How to Revamp Your Finances If You’re In a Bad Spot


You’ve put off looking at your financial dumpster fire for as long as you can manage. Except now you’re facing an expense, job situation, or conversation with someone you share finances with that’s unavoidable. Will you finally get your finances on track, or will you slide back into old habits? In the story that is your life, this is often the catalyst that sets your future in motion.

There is hope if you’re serious about shifting your financial faux pas into intentional financial stewardship. Even the biggest credit card and loan balances can be managed and paid down into submission with the right plan. All you need is a willingness to learn and a mind open to some creative strategies.

Improve Your Finances with 7 Money Management Tips

1. Consider the Tools You Have Available

You may think your income is the only tool at your disposal, but that isn’t true. When used intentionally, financial products can be your sidekick in your overall financial management.

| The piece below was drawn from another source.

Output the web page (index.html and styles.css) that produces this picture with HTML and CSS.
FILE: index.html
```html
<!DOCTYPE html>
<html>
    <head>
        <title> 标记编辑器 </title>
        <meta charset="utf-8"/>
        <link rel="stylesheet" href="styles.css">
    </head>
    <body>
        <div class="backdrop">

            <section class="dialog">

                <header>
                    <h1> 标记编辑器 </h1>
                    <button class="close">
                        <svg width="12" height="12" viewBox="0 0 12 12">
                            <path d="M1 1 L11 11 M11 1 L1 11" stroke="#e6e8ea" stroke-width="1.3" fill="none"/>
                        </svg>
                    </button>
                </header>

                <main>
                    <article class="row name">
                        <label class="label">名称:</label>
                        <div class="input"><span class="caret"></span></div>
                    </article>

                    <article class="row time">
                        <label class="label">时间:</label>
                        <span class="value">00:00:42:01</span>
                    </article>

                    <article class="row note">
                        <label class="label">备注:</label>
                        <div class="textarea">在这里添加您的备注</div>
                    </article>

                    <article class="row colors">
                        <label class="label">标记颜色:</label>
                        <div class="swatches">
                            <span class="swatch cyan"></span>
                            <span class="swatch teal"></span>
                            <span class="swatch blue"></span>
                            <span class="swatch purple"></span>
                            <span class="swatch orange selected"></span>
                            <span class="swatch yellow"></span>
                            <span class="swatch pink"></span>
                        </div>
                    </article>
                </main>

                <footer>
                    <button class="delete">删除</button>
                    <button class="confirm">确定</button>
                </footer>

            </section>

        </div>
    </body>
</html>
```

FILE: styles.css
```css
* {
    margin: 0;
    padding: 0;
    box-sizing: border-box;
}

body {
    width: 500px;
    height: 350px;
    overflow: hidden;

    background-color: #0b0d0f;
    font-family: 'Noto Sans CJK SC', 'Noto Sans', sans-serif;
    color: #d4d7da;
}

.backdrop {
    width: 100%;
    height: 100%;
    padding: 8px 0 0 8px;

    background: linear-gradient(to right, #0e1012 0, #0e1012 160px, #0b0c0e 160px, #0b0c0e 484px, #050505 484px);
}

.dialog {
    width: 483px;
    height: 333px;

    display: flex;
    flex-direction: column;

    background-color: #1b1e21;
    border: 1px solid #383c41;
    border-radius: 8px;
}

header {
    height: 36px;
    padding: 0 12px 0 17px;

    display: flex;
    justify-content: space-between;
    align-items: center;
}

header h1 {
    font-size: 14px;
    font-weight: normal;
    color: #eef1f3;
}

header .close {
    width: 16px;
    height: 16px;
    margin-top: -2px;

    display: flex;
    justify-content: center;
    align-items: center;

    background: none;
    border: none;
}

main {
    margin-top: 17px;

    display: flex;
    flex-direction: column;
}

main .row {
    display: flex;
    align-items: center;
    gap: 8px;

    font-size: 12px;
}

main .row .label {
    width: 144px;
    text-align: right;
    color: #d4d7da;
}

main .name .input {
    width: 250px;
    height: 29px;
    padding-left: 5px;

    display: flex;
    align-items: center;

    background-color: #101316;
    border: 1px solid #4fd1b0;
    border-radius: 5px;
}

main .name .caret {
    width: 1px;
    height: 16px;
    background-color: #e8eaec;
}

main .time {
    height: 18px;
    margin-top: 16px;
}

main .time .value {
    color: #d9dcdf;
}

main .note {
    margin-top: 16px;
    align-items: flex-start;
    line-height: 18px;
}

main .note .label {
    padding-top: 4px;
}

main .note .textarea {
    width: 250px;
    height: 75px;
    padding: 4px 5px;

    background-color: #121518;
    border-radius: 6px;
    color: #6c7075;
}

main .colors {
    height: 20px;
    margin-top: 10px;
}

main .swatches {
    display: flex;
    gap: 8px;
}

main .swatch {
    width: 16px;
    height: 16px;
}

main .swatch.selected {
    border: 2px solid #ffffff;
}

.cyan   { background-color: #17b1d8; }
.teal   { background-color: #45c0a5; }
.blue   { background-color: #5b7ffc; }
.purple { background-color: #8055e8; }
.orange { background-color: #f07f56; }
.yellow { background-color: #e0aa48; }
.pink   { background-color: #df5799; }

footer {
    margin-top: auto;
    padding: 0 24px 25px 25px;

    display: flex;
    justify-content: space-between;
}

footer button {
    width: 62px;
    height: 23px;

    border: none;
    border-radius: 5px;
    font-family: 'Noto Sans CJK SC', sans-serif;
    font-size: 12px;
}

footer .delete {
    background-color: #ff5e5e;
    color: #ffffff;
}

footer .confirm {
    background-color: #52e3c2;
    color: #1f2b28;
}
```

You may face a low credit score if you’re digging yourself out of debt. A credit builder card can help you establish responsible credit use over time.

Review the free tools provided by your financial institution that could help you on your journey. Credit monitoring, transaction alerts, and purchasing limits can be part of your financial toolkit. Please note such tools and deploy them when the time is right.

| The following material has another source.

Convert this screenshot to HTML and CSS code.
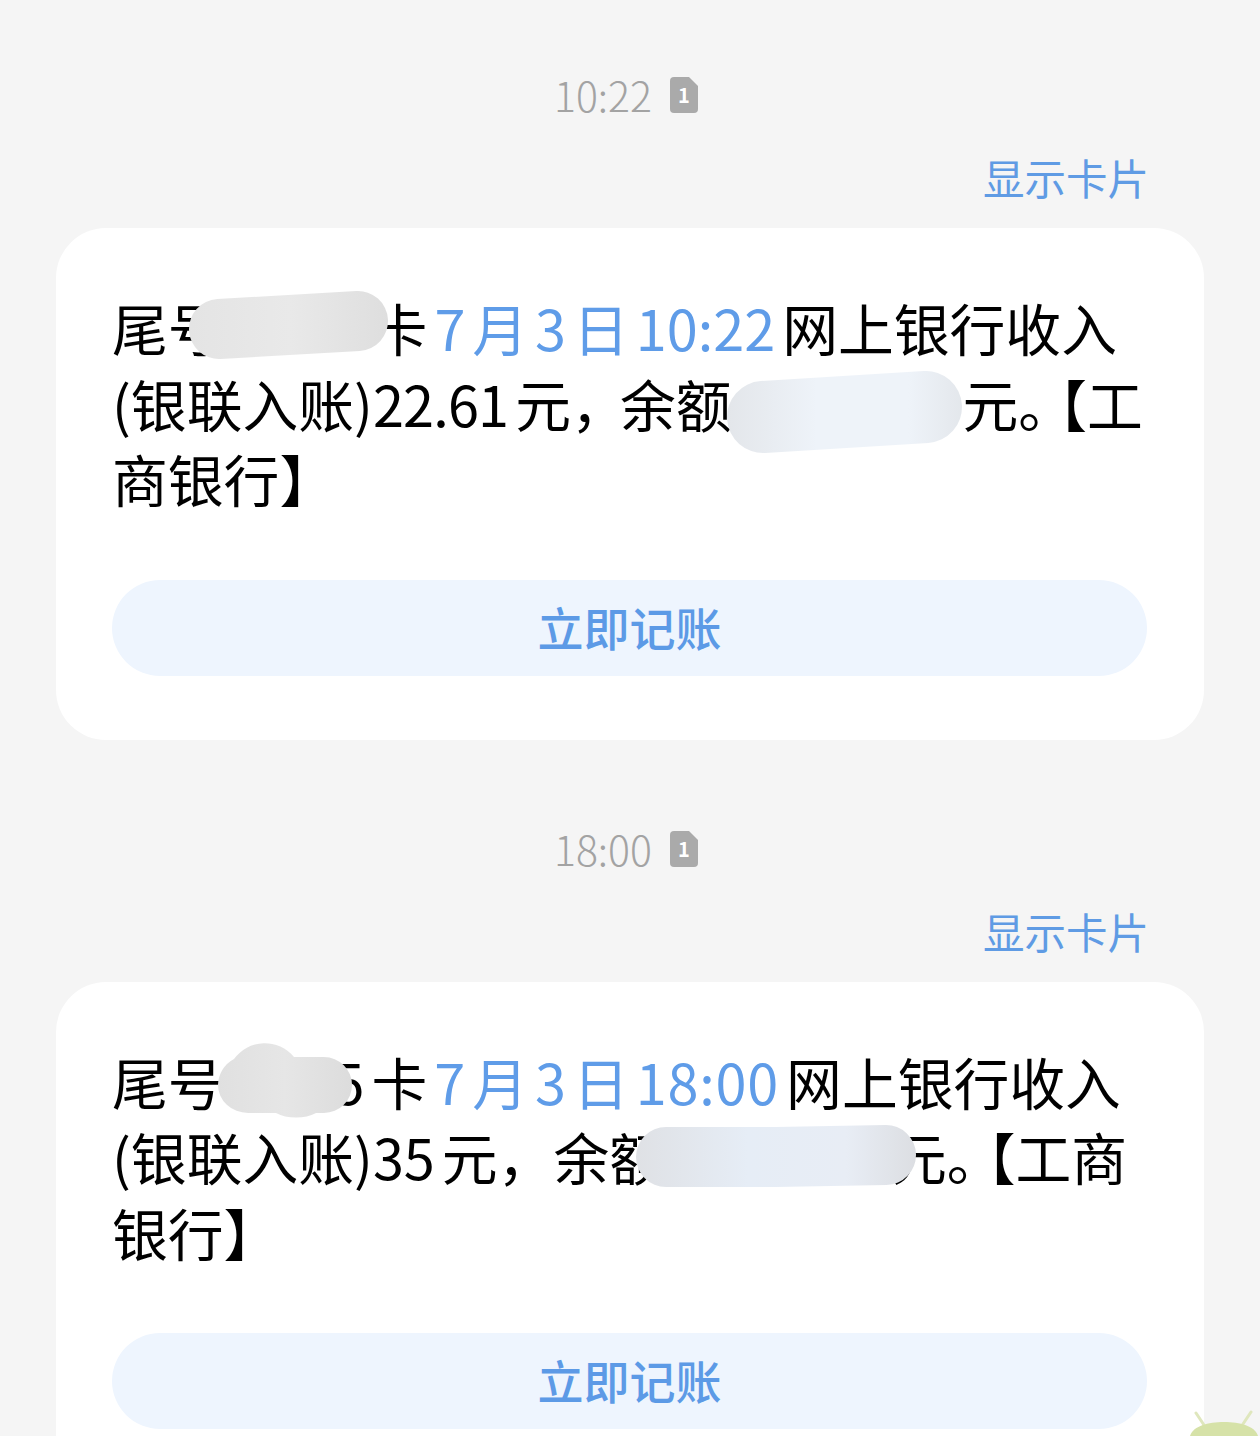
FILE: index.html
```html
<!DOCTYPE html>
<html lang="zh-CN">
<head>
  <meta charset="UTF-8" />
  <title>短信</title>
  <link rel="stylesheet" href="styles.css">
</head>
<body>
  <div class="thread">

    <div class="msg">
      <div class="time-row">
        <span class="time">10:22</span>
        <svg class="sim" width="28" height="36" viewBox="0 0 28 36"><path d="M4 0H19L28 9V32a4 4 0 0 1-4 4H4a4 4 0 0 1-4-4V4a4 4 0 0 1 4-4Z"/><text x="14" y="26" text-anchor="middle">1</text></svg>
      </div>
      <div class="show-card">显示卡片</div>
      <div class="card">
        <p class="sms">尾号<span class="hide-num"></span>卡<span class="link">7月3日10:22</span>网上银行收入(银联入账)<span class="tight">22.61</span>元<span class="comma">，</span>余额<span class="hide-bal-a"></span>元。<span class="bracket">【</span>工商银行】</p>
        <button class="book">立即记账</button>
        <svg class="smear" viewBox="0 0 1148 512">
          <defs>
            <linearGradient id="g1" gradientUnits="userSpaceOnUse" x1="134" y1="0" x2="334" y2="0">
              <stop offset="0" stop-color="#e4e4e4"/><stop offset=".5" stop-color="#e9e9e9"/><stop offset="1" stop-color="#dedede"/>
            </linearGradient>
            <linearGradient id="g2" gradientUnits="userSpaceOnUse" x1="670" y1="0" x2="930" y2="0">
              <stop offset="0" stop-color="#e3e6ea"/><stop offset=".35" stop-color="#eef3f9"/><stop offset=".7" stop-color="#eef3f9"/><stop offset="1" stop-color="#dfe2e6"/>
            </linearGradient>
          </defs>
          <path class="s1" d="M163 101L302 93" stroke="url(#g1)"/>
          <path class="s2" d="M707 189L870 179" stroke="url(#g2)"/>
        </svg>
      </div>
    </div>

    <div class="msg">
      <div class="time-row">
        <span class="time">18:00</span>
        <svg class="sim" width="28" height="36" viewBox="0 0 28 36"><path d="M4 0H19L28 9V32a4 4 0 0 1-4 4H4a4 4 0 0 1-4-4V4a4 4 0 0 1 4-4Z"/><text x="14" y="26" text-anchor="middle">1</text></svg>
      </div>
      <div class="show-card">显示卡片</div>
      <div class="card">
        <p class="sms">尾号<span class="hide-num b"></span>5卡<span class="link">7月3日<span class="wide">18:00</span></span>网上银行收入(银联入账)35元，余额<span class="hide-bal-b"></span>元。<span class="bracket">【</span>工商银行】</p>
        <button class="book">立即记账</button>
        <svg class="smear" viewBox="0 0 1148 512">
          <defs>
            <linearGradient id="g3" gradientUnits="userSpaceOnUse" x1="162" y1="0" x2="296" y2="0">
              <stop offset="0" stop-color="#e0e0e0"/><stop offset=".5" stop-color="#e6e6e6"/><stop offset="1" stop-color="#dcdcdc"/>
            </linearGradient>
            <linearGradient id="g4" gradientUnits="userSpaceOnUse" x1="580" y1="0" x2="860" y2="0">
              <stop offset="0" stop-color="#dfe1e5"/><stop offset=".4" stop-color="#e6edf6"/><stop offset=".75" stop-color="#e8edf5"/><stop offset="1" stop-color="#dcdee2"/>
            </linearGradient>
          </defs>
          <path d="M162 103a30 30 0 0 1 16-26a38 38 0 0 1 60-2h30a28 28 0 0 1 28 28 28 28 0 0 1-28 28h-8a30 18 0 0 1-40 0h-28a30 28 0 0 1-30-28Z" fill="url(#g3)"/>
          <path class="s3" d="M610 175L720 175L830 173" stroke="url(#g4)"/>
        </svg>
      </div>
    </div>

  </div>

  <!-- app watermark in the corner -->
  <svg class="droid" width="70" height="26" viewBox="0 0 70 26">
    <path d="M6 3L14 15M61 2L53 14" stroke="#dfe7bd" stroke-width="3" stroke-linecap="round" fill="none"/>
    <path d="M0 26C3 16 18 12 34 12S65 16 68 26Z" fill="#d6e2a8"/>
  </svg>
</body>
</html>
```

FILE: styles.css
```css
html, body {
  height: 1436px;
  overflow: hidden;
}
body {
  margin: 0;
  background: #f5f5f5;
  color: #000;
  font-family: "Noto Sans CJK SC", "Noto Sans", sans-serif;
  position: relative;
}
.thread {
  padding: 76px 56px 0;
  display: flex;
  flex-direction: column;
  gap: 90px;
}
.time-row {
  display: flex;
  justify-content: center;
  align-items: center;
  gap: 18px;
  height: 40px;
  padding-right: 8px;
}
.time {
  font-size: 41px;
  font-weight: 300;
  color: #a3a3a3;
  line-height: 40px;
  padding-bottom: 4px;
}
.sim {
  fill: #aaa;
  margin-top: -2px;
}
.sim text {
  fill: #fff;
  font-size: 20px;
  font-weight: 700;
}
.show-card {
  margin-top: 40px;
  height: 48px;
  line-height: 42px;
  text-align: right;
  padding-right: 55px;
  font-size: 41.5px;
  color: #5f9be4;
}
.card {
  position: relative;
  margin-top: 24px;
  background: #fff;
  border-radius: 50px;
  padding: 61px 57px 64px 56px;
}
.sms {
  margin: 0;
  font-size: 55.8px;
  line-height: 75.5px;
  text-autospace: normal;
}
.link {
  color: #5f9ce8;
}
.tight {
  letter-spacing: -0.8px;
}
.wide {
  letter-spacing: 0.8px;
}
.comma {
  margin-right: -7px;
}
.bracket {
  margin-left: -15px;
}
.hide-num {
  display: inline-block;
  width: 148px;
}
.hide-num.b {
  width: 110px;
}
.hide-bal-a {
  display: inline-block;
  width: 231px;
}
.hide-bal-b {
  display: inline-block;
  width: 226px;
}
.book {
  display: block;
  width: 100%;
  height: 96px;
  margin-top: 64px;
  padding: 0 0 4px;
  border: none;
  border-radius: 48px;
  background: #eef5fe;
  color: #5c9ae6;
  font-family: inherit;
  font-size: 46px;
  font-weight: 500;
}
.smear {
  position: absolute;
  left: 0;
  top: 0;
  width: 1148px;
  height: 512px;
  fill: none;
  pointer-events: none;
}
.smear path {
  stroke-linecap: round;
}
.s1 {
  stroke-width: 60px;
}
.s2 {
  stroke-width: 72px;
}
.s3 {
  stroke-width: 60px;
}
.droid {
  position: absolute;
  right: 0;
  bottom: 0;
}
```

2. Take a Moment to Assess Your Situation

The bills start coming, and they don’t stop coming. As with death and taxes, bills also get the infinity icon next to their name. It’s easy to pay the minimum and avoid looking at your balances, but now’s the time to face your fear.

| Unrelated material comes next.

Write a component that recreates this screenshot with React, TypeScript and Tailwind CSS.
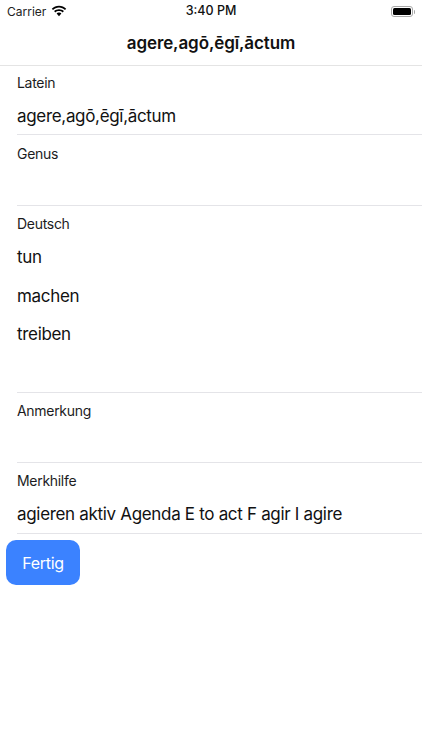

Log on to your accounts, pull out your paper bills, and check for any IOUs in your digital payment apps. Draft up a fresh Excel sheet and tabulate your total, taking note of balances and key dates. Note down interest rates, the priority of each debt, and any special factors to consider.

For example, an IOU to your best friend may be one you repay quickly for the sake of your relationship. Log everything to craft your debt reduction plan with a full data set.

3. Wrangle a Realistic Budget

The most beautiful budgets are often the most unrealistic. Assuming you’ll have ongoing monthly grocery and gas expenses is nearly impossible considering rising inflation and seasonal habits. Instead, do your best to anticipate ebbs and flows in your monthly budget.

Summer months may be filled with outings and opportunities to grill at home. Winter may call for gift giving and travel, which can quickly bust a flat budget. Review your habits, lifestyle, and preferences realistically and aim to prioritize expenses that mean the most to you.

Many experts recommend the 50/30/20 rule to bucket expenses among needs, wants, and savings. Apply this principle to your current costs and consider adjusting accordingly to balance both fun and your financial goals.

4. Comb Through Your Transaction History

Swiping is an involuntary movement, as digital payments are often the only way to transact. Because it’s so easy to set up automatic prices and subscriptions, transactions can slip through the cracks.

Price increases, incidental charges, and overlapping services threaten your financial goals. Review your transactions for accuracy, need, and pricing to ensure what you’ve been paying for is what you agreed to.

If there’s anything out of alignment, reach out first to your service provider to correct any erroneous charges. If your review unearths fraudulent activity, contact your card issuer’s fraud team to launch an investigation. By law, your liability for unauthorized charges is limited to $50, and issuers offering zero liability protection will waive even that amount.

5. Be Willing to Get Creative

Your primary job is the heavy lifter when it comes to funding your expenses and your financial goals. Unfortunately, your annual salary increase may barely keep up with inflation and price hikes for life’s essentials. When trying to improve your financial situation, you may need to be willing to deploy a different approach.

Taking on a second job during your off-hours, freelancing online, or offering your expertise for a fee can help. Review your skills against hourly or project-based work postings on sites like LinkedIn or Indeed. If you’d rather take the lead, post your availability on sites like UpWork or Fiverr to customize services and pricing.

While the idea of adding more to your plate may feel overwhelming, remember that this can be temporary. More work now can help you reach your goals faster. Plus, if you’re reducing your expenses and luxury spending, you may have more time on your hands. Use the time regained toward an hour or two of work and extra cash.

Craft Your Plan and Commit to Long-Term Financial Security

As you develop your plan, remember that financial stewardship is a long game. Your daily financial actions move you toward your goals, just like your daily workout routine supports your fitness.

Resist the urge to make sweeping commitments that sound good in theory but are unrealistic in execution. Instead, craft a plan that sets you toward both financial security and cash flow with some room for fun. When you do, you may find sticking to your new economic approach easier than you ever thought possible.